Figuring Age

Boglárka Börcsök & Andreas Bolm

Fancy a shared audience with a trio of dance ghosts? This obliquely political, gently interactive performance installation-cum-film by Berlin-based Boglárka Börcsök and Andreas Bolm fits the bill. As an homage to Hungarian modern dance history, and to the legacy of three real-life but now-deceased, 90+ female dancers, it held me rapt. Leaving shoes and coats outside, we’re invited into a bright, sparsely-furnished room of white-sheet walls. There Börcsök awaits, strangely stylish and, as our spirit guide, avid to introduce us to Eva, Iren and Agnes. She is also their incarnation. Based on recorded interviews with those ladies, and marked by laboured breathing, trembling yet forceful gestures and the dispensing of both stories and wisdom, this is performance as possession.

The live portion of Figuring Age lays the groundwork for a short, beautifully low-key and moving split-screen film that completes the entire experience. Happy haunting.

Donald Hutera

As we enter a snow-white space, a woman invites us to take a seat. One moment she appears to be in her thirties, but in the next morphs before our eyes into someone 90 to 100 years. Figuring Age plays with transformative physicality. Boglárka Börcsök’s body seems to be completely replaced as, trembling, she reaches towards audience members for support. Taking her hand, I feel the immense strength she exerts struggling against the limitations of a pretend age while holding back her own, younger energy. The paradox of this effort is captivating.

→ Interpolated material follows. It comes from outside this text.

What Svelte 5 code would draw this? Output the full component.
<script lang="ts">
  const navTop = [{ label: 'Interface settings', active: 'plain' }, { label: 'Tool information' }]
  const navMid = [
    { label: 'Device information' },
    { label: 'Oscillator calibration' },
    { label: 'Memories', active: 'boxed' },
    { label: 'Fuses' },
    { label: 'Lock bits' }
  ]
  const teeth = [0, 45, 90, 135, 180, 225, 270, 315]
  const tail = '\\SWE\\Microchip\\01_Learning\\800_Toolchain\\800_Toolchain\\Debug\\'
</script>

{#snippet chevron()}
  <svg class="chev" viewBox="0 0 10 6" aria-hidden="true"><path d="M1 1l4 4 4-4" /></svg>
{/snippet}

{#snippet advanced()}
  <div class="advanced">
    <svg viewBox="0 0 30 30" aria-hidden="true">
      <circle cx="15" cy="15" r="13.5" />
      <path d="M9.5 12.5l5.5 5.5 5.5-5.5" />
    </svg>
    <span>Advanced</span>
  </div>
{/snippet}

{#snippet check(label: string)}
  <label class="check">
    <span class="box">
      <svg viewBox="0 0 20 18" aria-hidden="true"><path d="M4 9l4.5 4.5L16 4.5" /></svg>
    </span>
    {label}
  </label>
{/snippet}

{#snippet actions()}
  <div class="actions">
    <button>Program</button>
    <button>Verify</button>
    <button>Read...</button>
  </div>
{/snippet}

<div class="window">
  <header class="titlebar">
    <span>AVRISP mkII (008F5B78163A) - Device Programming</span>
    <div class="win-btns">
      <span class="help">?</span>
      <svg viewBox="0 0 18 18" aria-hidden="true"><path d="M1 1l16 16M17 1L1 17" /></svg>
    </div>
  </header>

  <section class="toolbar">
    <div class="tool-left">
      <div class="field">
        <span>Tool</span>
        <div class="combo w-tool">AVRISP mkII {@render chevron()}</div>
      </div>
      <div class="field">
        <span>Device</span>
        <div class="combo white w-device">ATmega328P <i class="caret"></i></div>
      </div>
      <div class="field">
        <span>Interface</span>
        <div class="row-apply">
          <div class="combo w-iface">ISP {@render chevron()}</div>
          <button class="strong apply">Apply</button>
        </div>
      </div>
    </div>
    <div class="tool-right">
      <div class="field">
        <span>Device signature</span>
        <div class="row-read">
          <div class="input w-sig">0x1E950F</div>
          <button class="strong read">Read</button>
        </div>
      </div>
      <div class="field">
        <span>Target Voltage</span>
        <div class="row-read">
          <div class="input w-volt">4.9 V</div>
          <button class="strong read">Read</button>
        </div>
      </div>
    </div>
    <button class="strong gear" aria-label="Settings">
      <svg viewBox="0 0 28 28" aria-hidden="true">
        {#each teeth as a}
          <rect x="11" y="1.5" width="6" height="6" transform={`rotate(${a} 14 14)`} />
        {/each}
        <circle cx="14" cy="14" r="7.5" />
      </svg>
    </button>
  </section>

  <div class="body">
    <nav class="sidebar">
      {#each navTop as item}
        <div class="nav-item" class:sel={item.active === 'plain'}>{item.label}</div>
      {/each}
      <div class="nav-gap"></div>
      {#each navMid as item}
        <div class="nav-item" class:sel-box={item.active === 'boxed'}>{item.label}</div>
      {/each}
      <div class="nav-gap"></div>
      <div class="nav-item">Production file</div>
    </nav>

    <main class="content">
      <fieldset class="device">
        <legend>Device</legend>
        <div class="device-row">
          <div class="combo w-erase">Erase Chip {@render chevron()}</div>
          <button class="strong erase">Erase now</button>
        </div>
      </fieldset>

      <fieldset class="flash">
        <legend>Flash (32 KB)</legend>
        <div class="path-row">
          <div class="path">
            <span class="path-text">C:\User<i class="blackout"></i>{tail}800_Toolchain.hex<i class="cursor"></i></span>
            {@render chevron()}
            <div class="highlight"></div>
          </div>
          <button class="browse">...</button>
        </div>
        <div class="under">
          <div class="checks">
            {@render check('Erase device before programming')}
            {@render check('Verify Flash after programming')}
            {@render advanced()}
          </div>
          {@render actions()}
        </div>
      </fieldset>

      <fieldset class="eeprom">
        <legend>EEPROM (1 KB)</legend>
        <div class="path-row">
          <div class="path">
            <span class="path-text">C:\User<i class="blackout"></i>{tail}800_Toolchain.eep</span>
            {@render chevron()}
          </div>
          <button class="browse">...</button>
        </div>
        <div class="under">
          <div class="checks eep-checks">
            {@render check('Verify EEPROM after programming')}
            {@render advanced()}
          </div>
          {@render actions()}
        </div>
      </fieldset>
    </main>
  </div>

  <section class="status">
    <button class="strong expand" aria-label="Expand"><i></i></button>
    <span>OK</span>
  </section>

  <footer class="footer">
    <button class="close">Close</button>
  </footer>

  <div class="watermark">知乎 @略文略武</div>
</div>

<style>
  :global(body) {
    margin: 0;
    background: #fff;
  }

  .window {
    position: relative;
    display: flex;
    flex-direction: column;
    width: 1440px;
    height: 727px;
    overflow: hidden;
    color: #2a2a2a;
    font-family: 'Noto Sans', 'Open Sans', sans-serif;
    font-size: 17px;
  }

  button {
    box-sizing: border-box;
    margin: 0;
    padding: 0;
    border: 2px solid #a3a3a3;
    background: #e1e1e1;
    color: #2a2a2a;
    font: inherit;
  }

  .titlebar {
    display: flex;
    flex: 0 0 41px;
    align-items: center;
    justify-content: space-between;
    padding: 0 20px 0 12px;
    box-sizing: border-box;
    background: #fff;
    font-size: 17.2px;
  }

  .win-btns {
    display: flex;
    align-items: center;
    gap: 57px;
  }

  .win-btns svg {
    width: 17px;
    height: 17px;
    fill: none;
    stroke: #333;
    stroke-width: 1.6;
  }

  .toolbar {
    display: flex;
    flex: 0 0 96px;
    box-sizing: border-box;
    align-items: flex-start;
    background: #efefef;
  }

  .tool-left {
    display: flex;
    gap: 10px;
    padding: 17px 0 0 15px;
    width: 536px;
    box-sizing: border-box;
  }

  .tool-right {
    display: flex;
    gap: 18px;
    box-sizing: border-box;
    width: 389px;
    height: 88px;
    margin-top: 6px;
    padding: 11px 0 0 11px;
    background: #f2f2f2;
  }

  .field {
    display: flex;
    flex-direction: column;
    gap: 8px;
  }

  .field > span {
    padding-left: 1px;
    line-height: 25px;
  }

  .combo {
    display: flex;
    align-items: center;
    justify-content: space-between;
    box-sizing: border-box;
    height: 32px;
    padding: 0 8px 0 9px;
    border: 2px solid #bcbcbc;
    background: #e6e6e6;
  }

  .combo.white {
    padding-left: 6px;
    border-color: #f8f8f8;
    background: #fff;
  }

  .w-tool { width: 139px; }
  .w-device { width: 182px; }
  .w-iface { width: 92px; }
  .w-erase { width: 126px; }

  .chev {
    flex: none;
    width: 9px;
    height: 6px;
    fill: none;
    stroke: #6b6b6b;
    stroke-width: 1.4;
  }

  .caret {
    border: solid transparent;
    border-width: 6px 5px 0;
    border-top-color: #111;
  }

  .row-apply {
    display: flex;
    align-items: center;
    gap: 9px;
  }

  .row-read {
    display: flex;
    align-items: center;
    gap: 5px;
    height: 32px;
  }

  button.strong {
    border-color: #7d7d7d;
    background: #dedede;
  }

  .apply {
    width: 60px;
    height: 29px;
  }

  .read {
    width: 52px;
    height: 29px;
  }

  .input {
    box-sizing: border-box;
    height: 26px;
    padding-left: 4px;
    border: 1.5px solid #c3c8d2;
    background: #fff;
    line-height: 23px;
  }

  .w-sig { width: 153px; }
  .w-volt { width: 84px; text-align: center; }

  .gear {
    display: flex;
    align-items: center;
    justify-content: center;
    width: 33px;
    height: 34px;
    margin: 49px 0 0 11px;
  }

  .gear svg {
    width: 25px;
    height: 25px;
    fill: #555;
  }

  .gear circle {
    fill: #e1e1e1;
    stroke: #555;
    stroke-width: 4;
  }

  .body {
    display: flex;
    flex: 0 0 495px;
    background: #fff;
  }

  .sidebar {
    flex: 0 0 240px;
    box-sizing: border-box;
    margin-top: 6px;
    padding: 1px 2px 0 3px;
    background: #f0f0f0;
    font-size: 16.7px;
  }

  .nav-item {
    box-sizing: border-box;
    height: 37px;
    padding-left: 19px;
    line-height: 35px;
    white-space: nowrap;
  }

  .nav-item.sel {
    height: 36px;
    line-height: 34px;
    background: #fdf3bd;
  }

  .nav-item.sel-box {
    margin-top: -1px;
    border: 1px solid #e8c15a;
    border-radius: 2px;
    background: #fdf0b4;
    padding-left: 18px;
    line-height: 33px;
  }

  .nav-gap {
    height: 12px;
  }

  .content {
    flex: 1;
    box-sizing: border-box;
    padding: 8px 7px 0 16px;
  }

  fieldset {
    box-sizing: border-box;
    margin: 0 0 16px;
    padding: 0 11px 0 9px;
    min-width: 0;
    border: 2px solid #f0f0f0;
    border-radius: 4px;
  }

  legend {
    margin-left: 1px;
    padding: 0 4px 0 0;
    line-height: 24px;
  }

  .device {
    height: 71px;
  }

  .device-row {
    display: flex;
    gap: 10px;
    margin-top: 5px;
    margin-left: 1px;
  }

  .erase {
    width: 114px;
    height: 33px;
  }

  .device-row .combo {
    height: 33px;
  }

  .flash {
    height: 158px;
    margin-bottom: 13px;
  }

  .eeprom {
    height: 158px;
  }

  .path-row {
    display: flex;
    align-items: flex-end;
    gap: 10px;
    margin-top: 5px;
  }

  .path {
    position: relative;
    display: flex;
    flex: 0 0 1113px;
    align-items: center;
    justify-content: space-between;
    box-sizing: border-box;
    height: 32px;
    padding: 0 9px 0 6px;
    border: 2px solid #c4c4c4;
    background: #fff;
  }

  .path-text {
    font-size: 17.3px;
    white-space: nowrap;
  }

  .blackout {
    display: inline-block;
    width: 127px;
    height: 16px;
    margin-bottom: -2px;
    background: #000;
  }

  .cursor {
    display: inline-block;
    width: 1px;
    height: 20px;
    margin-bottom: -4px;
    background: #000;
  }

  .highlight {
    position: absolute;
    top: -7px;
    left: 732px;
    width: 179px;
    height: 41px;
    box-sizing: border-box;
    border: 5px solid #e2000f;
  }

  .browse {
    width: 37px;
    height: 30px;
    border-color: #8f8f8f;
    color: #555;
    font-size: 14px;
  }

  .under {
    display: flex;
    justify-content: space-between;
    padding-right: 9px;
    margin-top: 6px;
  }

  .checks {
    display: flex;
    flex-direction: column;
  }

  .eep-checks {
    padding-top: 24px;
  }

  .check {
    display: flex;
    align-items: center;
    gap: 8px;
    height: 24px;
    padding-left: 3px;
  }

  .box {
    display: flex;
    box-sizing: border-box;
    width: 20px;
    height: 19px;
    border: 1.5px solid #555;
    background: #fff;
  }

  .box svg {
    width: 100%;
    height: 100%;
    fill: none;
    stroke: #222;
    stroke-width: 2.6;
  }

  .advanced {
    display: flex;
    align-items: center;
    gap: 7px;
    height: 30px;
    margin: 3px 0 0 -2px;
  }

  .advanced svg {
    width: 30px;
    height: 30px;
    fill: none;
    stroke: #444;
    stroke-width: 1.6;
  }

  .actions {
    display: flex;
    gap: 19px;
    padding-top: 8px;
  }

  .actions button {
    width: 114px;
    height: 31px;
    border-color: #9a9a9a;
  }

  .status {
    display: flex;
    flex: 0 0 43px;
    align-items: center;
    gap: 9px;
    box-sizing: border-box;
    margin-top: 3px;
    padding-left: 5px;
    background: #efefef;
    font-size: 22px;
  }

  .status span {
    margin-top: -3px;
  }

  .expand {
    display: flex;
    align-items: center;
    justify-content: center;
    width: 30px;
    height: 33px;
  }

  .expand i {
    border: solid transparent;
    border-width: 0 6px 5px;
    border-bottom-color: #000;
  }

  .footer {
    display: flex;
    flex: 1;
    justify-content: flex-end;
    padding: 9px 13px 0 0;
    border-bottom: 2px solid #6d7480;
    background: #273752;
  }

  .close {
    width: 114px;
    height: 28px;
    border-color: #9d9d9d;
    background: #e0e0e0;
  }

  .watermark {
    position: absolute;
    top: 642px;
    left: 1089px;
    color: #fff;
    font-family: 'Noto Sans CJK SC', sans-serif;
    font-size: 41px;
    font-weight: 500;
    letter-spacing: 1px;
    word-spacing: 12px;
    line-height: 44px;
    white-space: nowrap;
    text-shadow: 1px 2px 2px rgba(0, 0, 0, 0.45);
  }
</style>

The ghosts we encounter speak to us first through Börcsök and then from a screen. Although the slow, restricted movements of the elderly dancers seen in the film reveal the impossibility of a perfect metamorphosis on Börcsök’s part, the two halves of Figuring Age work in complete harmony. I feel touched as the past of my native country, the socialist Hungary, emerges before us through the dance and tales.

Zsófia Bálint

What does it take for a significantly younger performer to revive the memories of three elderly artists? That is the challenge Boglárka Börcsök sets herself in Figuring Age. Gathering the audience in a circular room, where everything is white except for her crimson red lips, she alternately impersonates late Hungarian modern dancers Éva, Irén and Ágnes. Slowly transforming herself into this small series of stiff, hunchbacked ladies, Börcsök goes back as far as the bygone days of their childhoods to portray their subsequent artistic paths and personalities. Her impersonations are amplified by an intense look, shaky hands or the help of spectators to move her around.

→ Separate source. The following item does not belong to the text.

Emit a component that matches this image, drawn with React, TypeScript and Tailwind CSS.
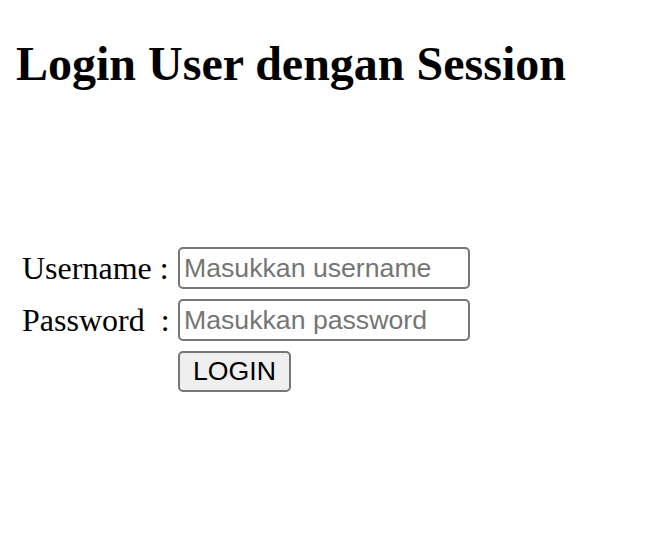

Filmmaker Andreas Bolm takes us further along this journey with fifteen-minute footage of the actual dancers’ daily lives. Despite remaining silent and flat on screen, these glimpses are more vivid, moving and insightful than Börscök’s previous embodiments, which can border on caricature. But since transgenerational memory cannot live on by itself, her and Bolm’s efforts deserve recognition.

Callysta Croizer

All is clad in white in the tent where a pale-faced, animatronically smiling woman dressed in vintage garb gestures for us to sit down. She tells us about three near-centenarian vestiges of Hungarian modern dance and shares a thought: ‘Graveyard for ghosts, our bodies… This can be terrifying, but it is when things start to happen.’

Boglárka Börcsök exhales a painfully long breath as the weight of three lifetimes compresses her posture. Transfiguration complete, she starts to move towards ‘her spot’ on the couch with wavering determination. ‘Dear… could you help me?’ I gladly oblige. Possessed by centuries of anecdotal and physical remembrance, Börcsök shares the women’s lives with us before putting the ghosts and herself to bed with a final tale.

In Figuring Age, working with Andreas Bolm, Börcsök materialises the spiritual by embodying three deceased dancers. A touching film followed the immersive performance, offering wordless glimpses of the lives of Eva, Iren and Agnes during their final years: slow-paced and desolate, but reinvigorated through as-present-as-ever performative gestures as they relive their past.